To appreciate this issue, note the remarks of the former commander of Sepah-e Pasdaran [Revolutionary Guards] force Major General Rahim Safavi: "Sepah-e Pasdaran is managing about 1300 projects in various sectors… Building large dams…building 2500 kilometers of pipeline to transport water, gas and oil…developing ports of Shaheed Rajai, Bandar Abbas, and Chabahar; building jetties in Bahregan, Bushehr; building a 150 thousand ton jetty for floaters in Bandar-e Imam Khomeini… are among them" (E'temad Melli 10/2/87 [04/21/08])
One must also take into account that these are large and important projects, as one can predict from their description. The Supreme Leader's representative at Sepah-e Pasdaran, Ali Saeedi, openly admitted this point: "Sepah has taken responsibility for completing huge projects, many of which are in national scale and not fitting for other firms and companies."
Involvement in such huge economic projects requires the expansion and empowerment of industrial and engineering firms and companies, which are managed by military officers. This has led to the emergence of an interconnected group of people, with a shared and complimentary ideology, and similar interests and political goals. Gradually, a new class is born - and has been born - which is so powerful that it can manage projects that that other classes (with social layers) are unable to manage.
The reliance of the new class on oil revenues is undeniable. This new class, born from the bosom of a political-ideological regime, relies on exclusive oil revenues. In a complementary and dialectic relationship, an authoritarian and ideological government generates and defines a class that, more than other social layers, strives to preserve that government's foundations. On the other hand, the new class pays maximum effort to the preservation and sustenance of the power structure, because its power and prosperity is conditioned on it. The same story applies to both sides of the coin.
The new class is sensitive toward the public's demand for freedom. This class will never agree with freedom - specially political freedom - in its full meaning. The new class does not just oppose granting freedom of speech and freedom of expression to criticize the official ideology.
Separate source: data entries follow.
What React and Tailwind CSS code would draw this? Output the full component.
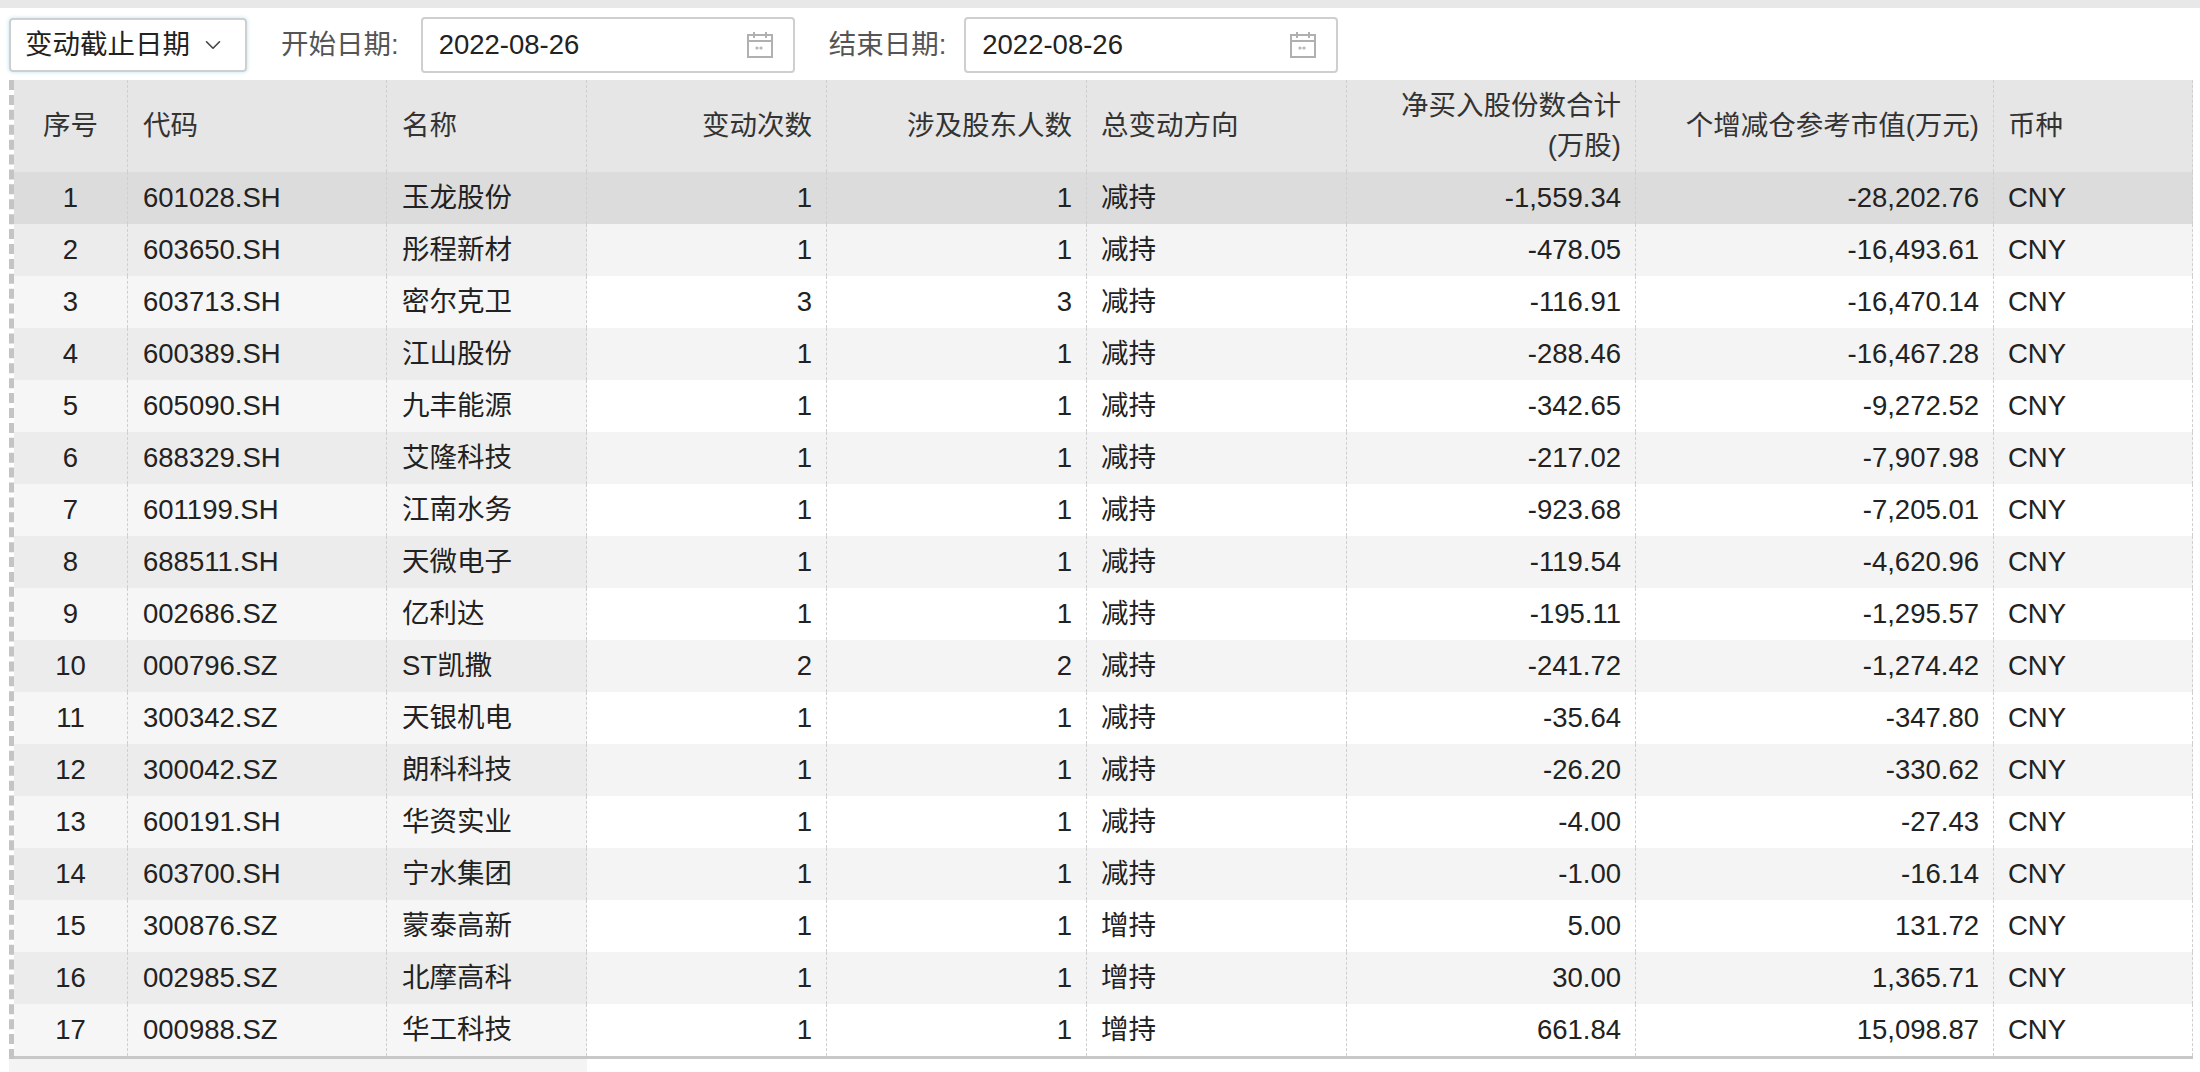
import React from 'react';
import { ChevronDown } from 'lucide-react';

const rows = [
  ['601028.SH', '玉龙股份', 1, 1, '减持', '-1,559.34', '-28,202.76'],
  ['603650.SH', '彤程新材', 1, 1, '减持', '-478.05', '-16,493.61'],
  ['603713.SH', '密尔克卫', 3, 3, '减持', '-116.91', '-16,470.14'],
  ['600389.SH', '江山股份', 1, 1, '减持', '-288.46', '-16,467.28'],
  ['605090.SH', '九丰能源', 1, 1, '减持', '-342.65', '-9,272.52'],
  ['688329.SH', '艾隆科技', 1, 1, '减持', '-217.02', '-7,907.98'],
  ['601199.SH', '江南水务', 1, 1, '减持', '-923.68', '-7,205.01'],
  ['688511.SH', '天微电子', 1, 1, '减持', '-119.54', '-4,620.96'],
  ['002686.SZ', '亿利达', 1, 1, '减持', '-195.11', '-1,295.57'],
  ['000796.SZ', 'ST凯撒', 2, 2, '减持', '-241.72', '-1,274.42'],
  ['300342.SZ', '天银机电', 1, 1, '减持', '-35.64', '-347.80'],
  ['300042.SZ', '朗科科技', 1, 1, '减持', '-26.20', '-330.62'],
  ['600191.SH', '华资实业', 1, 1, '减持', '-4.00', '-27.43'],
  ['603700.SH', '宁水集团', 1, 1, '减持', '-1.00', '-16.14'],
  ['300876.SZ', '蒙泰高新', 1, 1, '增持', '5.00', '131.72'],
  ['002985.SZ', '北摩高科', 1, 1, '增持', '30.00', '1,365.71'],
  ['000988.SZ', '华工科技', 1, 1, '增持', '661.84', '15,098.87'],
];

const cols = 'grid grid-cols-[114px_259px_200px_240px_260px_260px_289px_358px_199px]';
const cell = 'border-r border-dashed border-[#cfcfcf] flex items-center';

function CalendarIcon() {
  return (
    <svg width="30" height="30" viewBox="0 0 30 30" fill="none" stroke="#b0b0b0" strokeWidth="2">
      <rect x="3" y="5" width="24" height="22" />
      <line x1="3" y1="11" x2="27" y2="11" />
      <line x1="9" y1="2" x2="9" y2="8" />
      <line x1="21" y1="2" x2="21" y2="8" />
      <line x1="12" y1="5" x2="18" y2="5" />
      <circle cx="12" cy="18" r="0.6" fill="#b0b0b0" />
      <circle cx="16" cy="18" r="0.6" fill="#b0b0b0" />
    </svg>
  );
}

function DateInput({ value }) {
  return (
    <div className="w-[374px] h-[56px] border-2 border-[#cfcfcf] rounded-[4px] flex items-center justify-between pl-[16px] pr-[18px]">
      <span className="text-[#222]">{value}</span>
      <CalendarIcon />
    </div>
  );
}

export default function App() {
  return (
    <div className="w-[2200px] h-[1072px] bg-white text-[27.5px] text-[#222] overflow-hidden" style={{ fontFamily: '"Liberation Sans", "Noto Sans CJK SC", sans-serif' }}>
      <div className="h-[8px] bg-[#e8e8e8]" />
      {/* 筛选栏 */}
      <div className="flex items-center h-[64px] mt-[5px] pl-[9px]">
        <div className="w-[238px] h-[54px] border-2 border-[#cfcfcf] rounded-[4px] shadow-[0_0_4px_#bde3f0] flex items-center px-[14px] gap-[10px]">
          <span>变动截止日期</span>
          <ChevronDown className="w-[26px] h-[26px] text-[#444]" strokeWidth={1.5} />
        </div>
        <span className="ml-[34px] mr-[22px] text-[#555]">开始日期:</span>
        <DateInput value="2022-08-26" />
        <span className="ml-[34px] mr-[18px] text-[#555]">结束日期:</span>
        <DateInput value="2022-08-26" />
      </div>
      {/* 表格 */}
      <div className="ml-[9px] mt-[3px] border-l-[5px] border-dashed border-[#c4c4c4] w-[2184px]">
        <div className={`${cols} h-[92px] bg-[#e6e6e6] text-[#333]`}>
          <div className={`${cell} justify-center`}>序号</div>
          <div className={`${cell} pl-[15px]`}>代码</div>
          <div className={`${cell} pl-[15px]`}>名称</div>
          <div className={`${cell} justify-end pr-[14px]`}>变动次数</div>
          <div className={`${cell} justify-end pr-[14px]`}>涉及股东人数</div>
          <div className={`${cell} pl-[14px]`}>总变动方向</div>
          <div className={`${cell} justify-end pr-[14px] text-right leading-[40px]`}>净买入股份数合计<br />(万股)</div>
          <div className={`${cell} justify-end pr-[14px]`}>个增减仓参考市值(万元)</div>
          <div className={`${cell} pl-[14px]`}>币种</div>
        </div>
        {rows.map((r, i) => {
          const bg = i === 0 ? 'bg-[#dcdcdc]' : i % 2 === 1 ? 'bg-[#f4f4f4]' : 'bg-white';
          const fz = i === 0 ? 'bg-[#dcdcdc]' : i % 2 === 1 ? 'bg-[#ececec]' : 'bg-[#f6f6f6]';
          return (
            <div key={r[0]} className={`${cols} h-[52px] ${bg}`}>
              <div className={`${cell} ${fz} justify-center`}>{i + 1}</div>
              <div className={`${cell} ${fz} pl-[15px]`}>{r[0]}</div>
              <div className={`${cell} ${fz} pl-[15px]`}>{r[1]}</div>
              <div className={`${cell} justify-end pr-[14px]`}>{r[2]}</div>
              <div className={`${cell} justify-end pr-[14px]`}>{r[3]}</div>
              <div className={`${cell} pl-[14px]`}>{r[4]}</div>
              <div className={`${cell} justify-end pr-[14px]`}>{r[5]}</div>
              <div className={`${cell} justify-end pr-[14px]`}>{r[6]}</div>
              <div className={`${cell} pl-[14px]`}>CNY</div>
            </div>
          );
        })}
        <div className="h-[3px] bg-[#c8c8c8]" />
      </div>
      <div className="ml-[9px] w-[578px] h-[20px] bg-[#f4f4f4]" />
    </div>
  );
}
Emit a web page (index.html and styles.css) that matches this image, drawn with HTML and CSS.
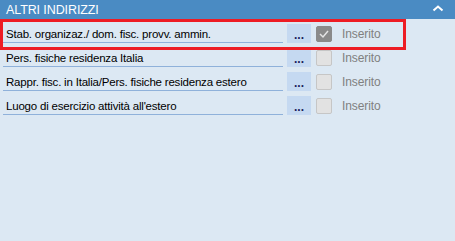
FILE: index.html
```html
<!DOCTYPE html>
<html lang="it">
<head>
  <meta charset="UTF-8" />
  <meta name="viewport" content="width=device-width, initial-scale=1.0"/>
  <title>Altri indirizzi</title>
  <link rel="stylesheet" href="styles.css">
</head>
<body>

  <div class="panel">
    <div class="header">
      <span class="title">ALTRI INDIRIZZI</span>
      <svg class="chevron" width="12" height="7" viewBox="0 0 12 7">
        <polyline points="1.5,5.5 6,1.5 10.5,5.5" fill="none" stroke="#fff" stroke-width="2"/>
      </svg>
    </div>

    <div class="rows">
      <div class="row">
        <div class="field">Stab. organizaz./ dom. fisc. provv. ammin.</div>
        <button class="dots">...</button>
        <span class="check checked">
          <svg width="12" height="10" viewBox="0 0 12 10">
            <polyline points="2,5 5,8 10,2" fill="none" stroke="#e4e4e4" stroke-width="1.5"/>
          </svg>
        </span>
        <span class="status">Inserito</span>
      </div>
      <div class="row">
        <div class="field">Pers. fisiche residenza Italia</div>
        <button class="dots">...</button>
        <span class="check"></span>
        <span class="status">Inserito</span>
      </div>
      <div class="row">
        <div class="field">Rappr. fisc. in Italia/Pers. fisiche residenza estero</div>
        <button class="dots">...</button>
        <span class="check"></span>
        <span class="status">Inserito</span>
      </div>
      <div class="row">
        <div class="field">Luogo di esercizio attività all'estero</div>
        <button class="dots">...</button>
        <span class="check"></span>
        <span class="status">Inserito</span>
      </div>
    </div>

    <!-- riquadro evidenziato -->
    <div class="highlight"></div>
  </div>

</body>
</html>
```

FILE: styles.css
```css
html, body {
  margin: 0;
  background-color: #dce8f3;
}

body {
  font-family: "Liberation Sans", Arial, sans-serif;
  font-size: 11.5px;
  letter-spacing: -0.2px;
  color: #000;
}

.panel {
  position: relative;
  height: 241px;
}

.header {
  height: 19px;
  background-color: #4a8bc3;
  color: #fff;
  display: flex;
  align-items: center;
  justify-content: space-between;
  padding: 0 11px 0 6px;
}

.title {
  font-size: 12.5px;
  letter-spacing: -0.1px;
}

.chevron {
  display: block;
  margin-top: -3px;
}

.row {
  height: 19px;
  padding: 5px 0 0 3px;
  display: flex;
  align-items: center;
}

.field {
  width: 277px;
  height: 18px;
  line-height: 20px;
  padding-left: 3px;
  border-bottom: 1px solid #8fb1da;
  white-space: nowrap;
  overflow: hidden;
}

.dots {
  margin-left: 4px;
  width: 24px;
  height: 19px;
  padding: 0;
  border: none;
  background-color: #c5d9f1;
  color: #1b1d5c;
  font-family: "Liberation Sans", Arial, sans-serif;
  font-size: 12px;
  font-weight: bold;
  letter-spacing: 0;
  line-height: 22px;
}

.check {
  margin-left: 5px;
  width: 14px;
  height: 14px;
  border: 1px solid #c6c6c6;
  border-radius: 2px;
  background-color: #e2e2e2;
  display: flex;
  align-items: center;
  justify-content: center;
}

.check.checked {
  background-color: #8a8a8a;
  border-color: #8a8a8a;
}

.status {
  margin-left: 10px;
  color: #808080;
  font-size: 12px;
  letter-spacing: -0.1px;
  line-height: 20px;
}

.highlight {
  position: absolute;
  top: 19px;
  left: 0;
  width: 406px;
  height: 31px;
  box-sizing: border-box;
  border: 3px solid #ed1c24;
}
```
The new class instinctively believes that it has ownership over all of society's achievements, and that this ownership is threatened with every criticism of the political regime. It will strongly react to any kind of criticism it deems threatening to its interests.
Based on the above-mentioned characteristics one can explain developments such as efforts by military officers and their allies to suppress critics and exert ultimate control over electoral proceedings.
It seems like analyzing the Islamic Republic's power structure, as well as preparing and planning mechanisms to advance democratization in Iran, in a way that would be incomplete, incorrect and careless if the ability and essence of this "new class is not taken into account."